Every year the arboretum holds a plant sale. I have never attended, but I hear the plant selection is fantastic, offering many unique plants for our area. Pat shops there every year bringing home unusual perennial flowers. Now, her yard has been complimented by others as a “mini arboretum.” The layout and plant palette are striking and appealing.

Pat says perennials are pretty easy. You plant them and you’re done. We all know that’s not exactly true. There’s always weeding, dead heading, cutting back and replacing old, tired plants. There is always work on drip systems. However, once perennials are planted, unless something unforeseen happens, they come back for many years, filling in and re-seeding.
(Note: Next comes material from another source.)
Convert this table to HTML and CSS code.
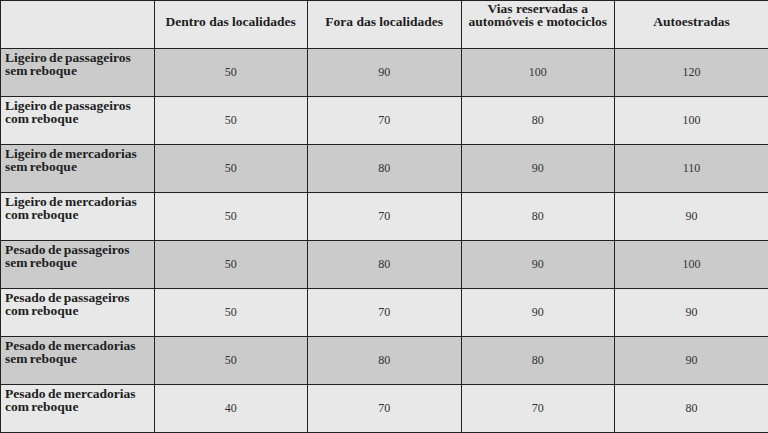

I spent a few delightful hours in her yard last week wandering from plant to plant. There were many specimens I didn’t recognize, but I enjoyed their beauty, nonetheless. As you walk up the driveway from the street there is a section that is simply gravel where milkweed has been allowed to take over. This hardy drought-tolerant plant is necessary food for monarch butterfly reproduction. It always makes me happy to see a yard where people care about monarchs.

After the milkweed is a colorful section of low-growing perennials including yellow and magenta delosperma ice plant, purple creeping thyme and occasional upright flowers that have re-seeded from other parts of the yard. The choices Pat made created a patchwork of colors and textures. Past this are some of the most unusual alliums I have seen. I didn’t realize they came in yellow or that they could look like a huge starburst.

There are traditional plants such as irises, but there’s also a “Harry Lauder’s Walking Stick” filbert with its twisted interesting branches. In the back yard beautiful, terraced gardens cover the hillside behind the house. Keystone blocks hold up the steep bank while flagstone stairs and walkways allow for easy climbing up the hill to see the trees, shrubs and flowers planted there.

There are oak trees, clumping low-growing yellow evening primrose, a lush yellow columbine and so many more plants. It’s all eye candy. I wondered a bit about the occasional golf ball I spotted in a bed. Pat uses them to mark where a bulb or other plant should come up.

They are fairly discrete, but with a touch of whimsy. I liked the idea. I hope you also have friends with beautiful gardens to enjoy this summer. Happy gardening!